知識を詰め込んで何になるという話は昔からあった。社会に出てから使うことがない知識で人間を秤にかけるのはおかしいというものだ。いま、ネットでなんでも検索できる(ような気がする)時代となり、学校で学ぶ知識は意味があるのかという問いが立て直されている。
この疑問には考えるべきことがいくつかある。まずは知識の多さがその人の価値と当価値になっていたことは今までもなかったといえる。博覧強記は一種のあこがれであるが、それが人間の価値かといえばそれは違うといえるだろう。知識の量ではなく、それを生活にどれだけ使うことができるのかという運用力の方が実は大切だ。

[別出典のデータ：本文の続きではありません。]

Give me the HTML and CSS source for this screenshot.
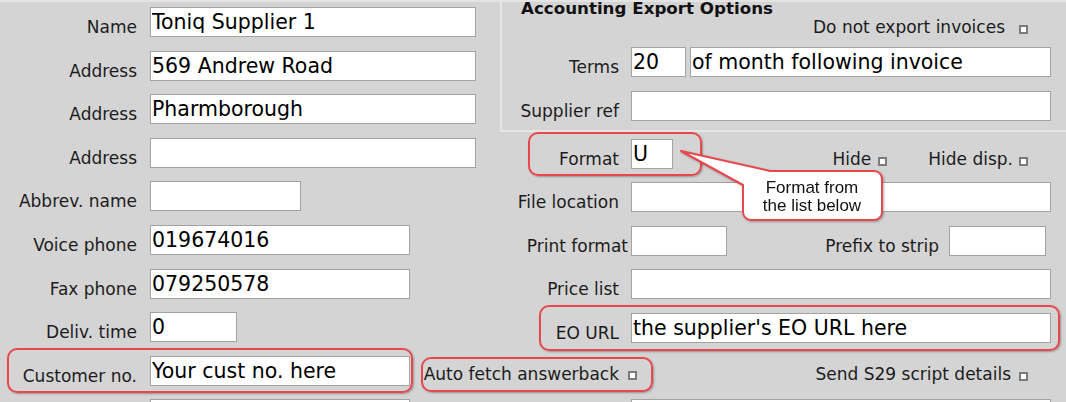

人間の記憶力には限界があり、何かに記録しなければどんどんなくなってしまう。それをとどめたのが文字であり、その集まりの文章である。紙面が発明された後は、記憶の蓄積量が飛躍的に増えた。巻子本から冊子へと変化し、印刷技術が発達すると小さな紙面に大量の情報が載せられるようになり、しかも大量のコピーができた。それがデジタル化したことでさらに飛躍的な情報量が蓄積され、高速の検索技術によって情報を取り出すことははるかに容易になった。だから、今となっては単に情報を記憶するだけならば機械に任せればいいということになる。好きな時に好きな場所で情報を取り出すことができる。そんな錯覚を持てるのが現代の情報環境だ。
最初の話題に戻る。このような情報化社会においていちいち学校で学ぶ価値はあるのかということだ。過激な意見を持つ人は学校に行く価値などないという人もいる。知識や情報はインターネットから取り出せばいいというのだ。おそらく人の気を惹くためのレトリックだろうが、本当にそう信じているのならその人の将来が不安になる。
情報をインターネットから引き出すための基準はどこにあるのだろう。おそらくばらばらのパズルのピースを個別で取り出しても組み合わせることは難しい。どんな絵が描かれているのかが予め分かっているか、その類型的なものを知っていればかなりのヒントになる。猫の写真のパズルだとすれば、猫がどのようなものなのか、どんな特徴があるのかを知っていることがピースを取り上げるのに大いに役立つ。学校で学ぶのはそうしたヒントになり得る前例を知ることにあるのだろう。
人間の思考が言葉によって成り立っている以上、言葉の技能を高めることはその人の思考を向上することにつながる。言葉は他人と共有するものであり、個人の専有物ではない。インターネット上に広がる様々な情報も言葉によって表現される。その言葉の力を磨くのも学校の役割だ。ネットを活用するのには機械のスイッチの入れ方やソフトの立ち上げ方を知るだけではなく、情報を読み取る力が欠かせない。
言葉の深い運用力、概念構成の在り方、様々な知識の基本的な型のようなもの、過去の歴史、研究史の把握などがあって知識は自分のものになる。学校に行くことは意味があると私は確信する。そこで習得する知識の量や質に関しては見直さなくてならないのも事実である。ただ、学校に行かなくても情報検索すればすべて理解できるというのは大きな錯覚であることは確認しておかなくてはならない。最近、いわゆるインフルエンサーと呼ばれる人たちが学校教育不要論を言う人が多い。そういう人の多くは高学歴で自らは学校教育の恩恵を受けているのに、若者にネットさえできればいいといっているのは無責任であり、無教養人を制御しようとする陰謀ではないかと思えるほどだ。そこまでの目的もない脳だろうが。現在の学校教育にはさまざまな問題はあるが、学校自体が無意味なのではなく、運用の仕方を改善すべきものなのだ。